» GIVEN INSTRUCTION: Find how many lines contain the word "image" and state that number alone.
>> Begin RECORDS SHOWN
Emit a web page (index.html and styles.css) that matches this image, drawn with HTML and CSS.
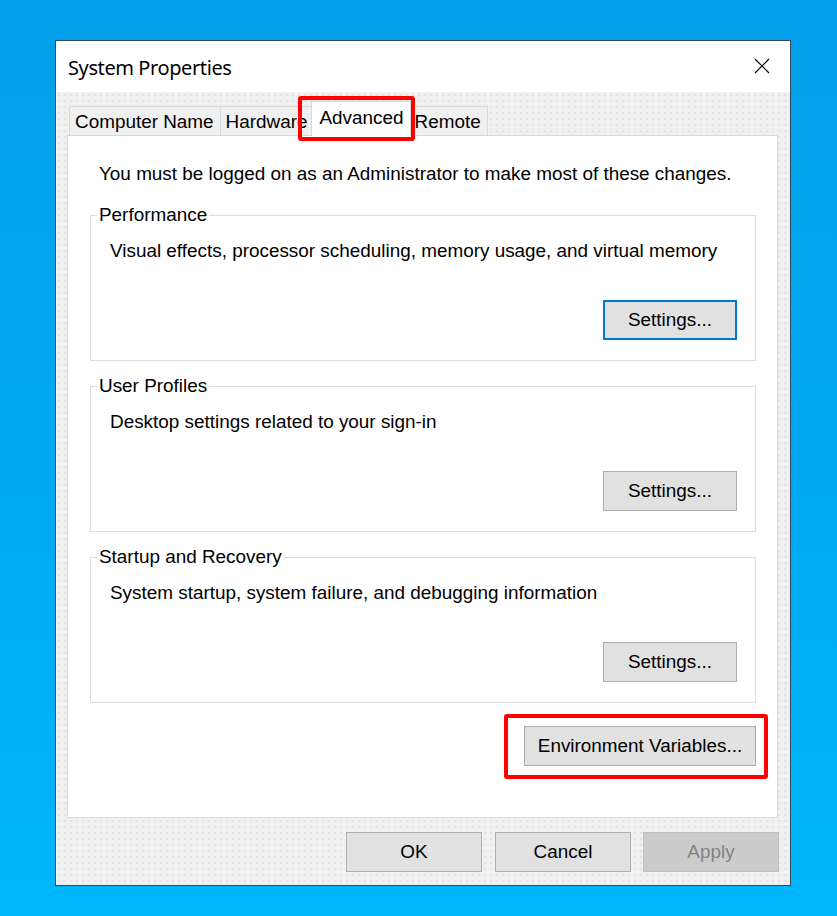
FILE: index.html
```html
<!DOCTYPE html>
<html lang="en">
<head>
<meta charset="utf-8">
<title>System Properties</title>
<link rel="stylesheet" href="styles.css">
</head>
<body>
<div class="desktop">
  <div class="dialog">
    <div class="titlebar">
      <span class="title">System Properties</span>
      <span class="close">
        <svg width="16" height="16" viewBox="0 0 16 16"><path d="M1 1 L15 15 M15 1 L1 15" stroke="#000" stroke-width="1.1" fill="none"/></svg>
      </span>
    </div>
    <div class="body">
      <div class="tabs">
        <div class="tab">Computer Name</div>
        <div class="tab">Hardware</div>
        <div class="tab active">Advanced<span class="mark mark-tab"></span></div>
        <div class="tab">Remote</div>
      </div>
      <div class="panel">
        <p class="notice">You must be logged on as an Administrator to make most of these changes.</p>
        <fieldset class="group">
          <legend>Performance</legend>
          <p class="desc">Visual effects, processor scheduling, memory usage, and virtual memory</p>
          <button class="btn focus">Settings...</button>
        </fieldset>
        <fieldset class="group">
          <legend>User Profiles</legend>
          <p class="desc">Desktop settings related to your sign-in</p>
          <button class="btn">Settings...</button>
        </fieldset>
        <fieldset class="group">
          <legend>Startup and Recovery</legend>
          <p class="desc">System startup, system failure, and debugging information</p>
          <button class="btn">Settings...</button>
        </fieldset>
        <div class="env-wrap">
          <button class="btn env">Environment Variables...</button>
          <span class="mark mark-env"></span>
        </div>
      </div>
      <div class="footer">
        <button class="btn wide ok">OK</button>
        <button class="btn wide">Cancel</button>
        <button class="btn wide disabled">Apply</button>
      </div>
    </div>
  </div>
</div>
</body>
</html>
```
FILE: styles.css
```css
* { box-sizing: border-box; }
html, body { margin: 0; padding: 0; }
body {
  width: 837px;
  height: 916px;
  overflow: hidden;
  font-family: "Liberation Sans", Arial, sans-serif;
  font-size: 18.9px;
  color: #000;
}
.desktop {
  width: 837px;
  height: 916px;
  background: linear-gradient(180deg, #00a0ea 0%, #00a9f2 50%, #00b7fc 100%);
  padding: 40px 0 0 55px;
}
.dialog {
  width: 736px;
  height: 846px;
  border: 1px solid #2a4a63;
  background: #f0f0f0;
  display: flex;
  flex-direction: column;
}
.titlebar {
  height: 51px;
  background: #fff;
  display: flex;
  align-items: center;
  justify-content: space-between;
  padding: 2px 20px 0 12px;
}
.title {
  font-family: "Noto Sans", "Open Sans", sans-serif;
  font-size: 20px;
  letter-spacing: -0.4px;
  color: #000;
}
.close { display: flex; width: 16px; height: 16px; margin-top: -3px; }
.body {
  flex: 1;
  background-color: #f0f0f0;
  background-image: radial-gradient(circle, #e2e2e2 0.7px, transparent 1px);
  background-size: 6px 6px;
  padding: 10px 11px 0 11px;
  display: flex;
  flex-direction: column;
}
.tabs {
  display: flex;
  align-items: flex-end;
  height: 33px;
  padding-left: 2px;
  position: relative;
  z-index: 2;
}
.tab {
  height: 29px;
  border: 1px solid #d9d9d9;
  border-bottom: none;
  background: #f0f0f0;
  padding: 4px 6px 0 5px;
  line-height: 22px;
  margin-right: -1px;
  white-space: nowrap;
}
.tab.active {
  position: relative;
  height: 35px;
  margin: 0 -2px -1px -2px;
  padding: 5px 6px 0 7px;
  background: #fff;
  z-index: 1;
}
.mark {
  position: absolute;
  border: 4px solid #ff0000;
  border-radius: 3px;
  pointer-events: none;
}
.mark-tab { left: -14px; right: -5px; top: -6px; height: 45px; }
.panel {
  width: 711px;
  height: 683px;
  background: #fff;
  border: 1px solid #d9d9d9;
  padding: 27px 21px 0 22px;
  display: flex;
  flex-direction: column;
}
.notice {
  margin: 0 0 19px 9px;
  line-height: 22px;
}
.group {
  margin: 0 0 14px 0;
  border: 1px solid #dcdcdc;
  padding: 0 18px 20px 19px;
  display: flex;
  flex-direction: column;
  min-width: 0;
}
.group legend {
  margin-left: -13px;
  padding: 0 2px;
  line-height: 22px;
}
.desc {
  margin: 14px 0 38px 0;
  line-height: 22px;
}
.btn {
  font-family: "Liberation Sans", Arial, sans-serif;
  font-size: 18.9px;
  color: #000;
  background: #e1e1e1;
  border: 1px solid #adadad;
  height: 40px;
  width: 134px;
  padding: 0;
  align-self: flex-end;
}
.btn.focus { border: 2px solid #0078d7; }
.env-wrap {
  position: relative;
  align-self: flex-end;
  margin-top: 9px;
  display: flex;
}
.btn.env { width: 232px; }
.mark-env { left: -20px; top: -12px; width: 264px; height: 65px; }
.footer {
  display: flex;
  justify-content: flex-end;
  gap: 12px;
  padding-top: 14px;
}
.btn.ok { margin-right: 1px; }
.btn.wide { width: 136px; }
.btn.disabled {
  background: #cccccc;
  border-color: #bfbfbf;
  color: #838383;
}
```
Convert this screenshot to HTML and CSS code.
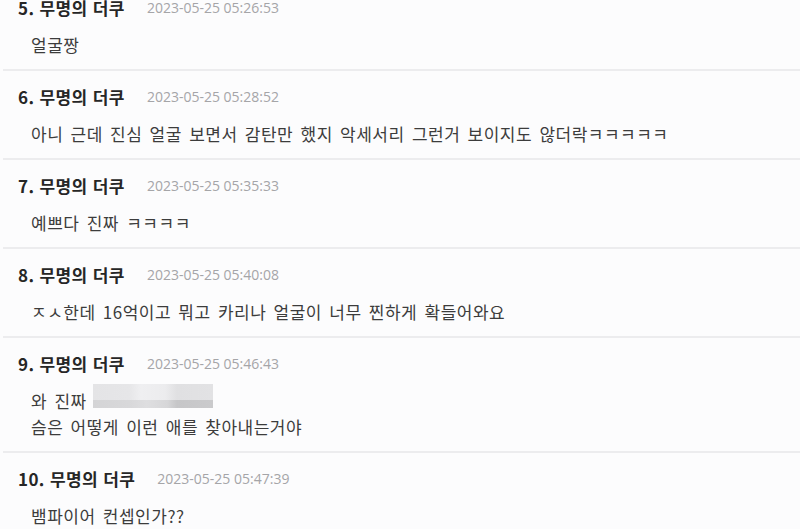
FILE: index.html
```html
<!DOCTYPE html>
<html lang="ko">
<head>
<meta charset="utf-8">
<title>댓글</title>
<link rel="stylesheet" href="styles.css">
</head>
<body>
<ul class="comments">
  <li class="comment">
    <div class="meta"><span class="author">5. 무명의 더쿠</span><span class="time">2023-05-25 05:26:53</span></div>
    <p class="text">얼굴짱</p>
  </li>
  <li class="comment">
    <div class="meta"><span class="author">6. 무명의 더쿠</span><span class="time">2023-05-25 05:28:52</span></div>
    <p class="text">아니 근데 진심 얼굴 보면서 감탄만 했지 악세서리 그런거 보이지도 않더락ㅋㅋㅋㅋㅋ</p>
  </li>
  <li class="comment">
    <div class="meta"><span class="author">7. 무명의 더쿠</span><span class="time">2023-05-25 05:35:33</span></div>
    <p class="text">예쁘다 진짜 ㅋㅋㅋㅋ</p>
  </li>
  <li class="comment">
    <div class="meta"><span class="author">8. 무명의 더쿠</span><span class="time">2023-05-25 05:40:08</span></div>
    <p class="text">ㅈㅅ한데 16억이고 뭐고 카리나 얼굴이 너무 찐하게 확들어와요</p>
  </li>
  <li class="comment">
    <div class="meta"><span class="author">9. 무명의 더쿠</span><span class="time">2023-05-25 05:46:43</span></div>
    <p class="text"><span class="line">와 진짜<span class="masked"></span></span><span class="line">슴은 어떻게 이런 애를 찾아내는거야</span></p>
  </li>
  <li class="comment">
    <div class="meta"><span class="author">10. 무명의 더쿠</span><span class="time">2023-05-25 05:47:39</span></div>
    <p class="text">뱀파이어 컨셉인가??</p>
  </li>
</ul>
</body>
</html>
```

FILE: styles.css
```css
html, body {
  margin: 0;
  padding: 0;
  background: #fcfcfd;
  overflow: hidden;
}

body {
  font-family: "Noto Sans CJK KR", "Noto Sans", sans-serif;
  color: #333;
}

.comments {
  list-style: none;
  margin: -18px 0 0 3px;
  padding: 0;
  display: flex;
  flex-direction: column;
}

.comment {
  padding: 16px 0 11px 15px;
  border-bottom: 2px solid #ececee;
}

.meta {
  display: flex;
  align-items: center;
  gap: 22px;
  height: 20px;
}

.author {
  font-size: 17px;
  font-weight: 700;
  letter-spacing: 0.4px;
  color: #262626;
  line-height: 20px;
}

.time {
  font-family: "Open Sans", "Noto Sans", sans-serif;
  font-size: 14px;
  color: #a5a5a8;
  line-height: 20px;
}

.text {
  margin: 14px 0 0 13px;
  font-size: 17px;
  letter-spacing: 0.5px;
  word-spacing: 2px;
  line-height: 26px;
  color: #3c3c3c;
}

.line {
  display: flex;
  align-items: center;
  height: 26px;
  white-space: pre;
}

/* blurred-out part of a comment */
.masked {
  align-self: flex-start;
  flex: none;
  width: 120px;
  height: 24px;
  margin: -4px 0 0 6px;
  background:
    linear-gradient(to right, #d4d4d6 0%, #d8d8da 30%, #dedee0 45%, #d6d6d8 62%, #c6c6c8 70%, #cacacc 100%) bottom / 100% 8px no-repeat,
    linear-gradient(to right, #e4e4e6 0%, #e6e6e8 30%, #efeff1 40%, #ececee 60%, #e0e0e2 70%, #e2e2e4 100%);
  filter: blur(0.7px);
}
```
>> End RECORDS SHOWN
» OUTPUT: 2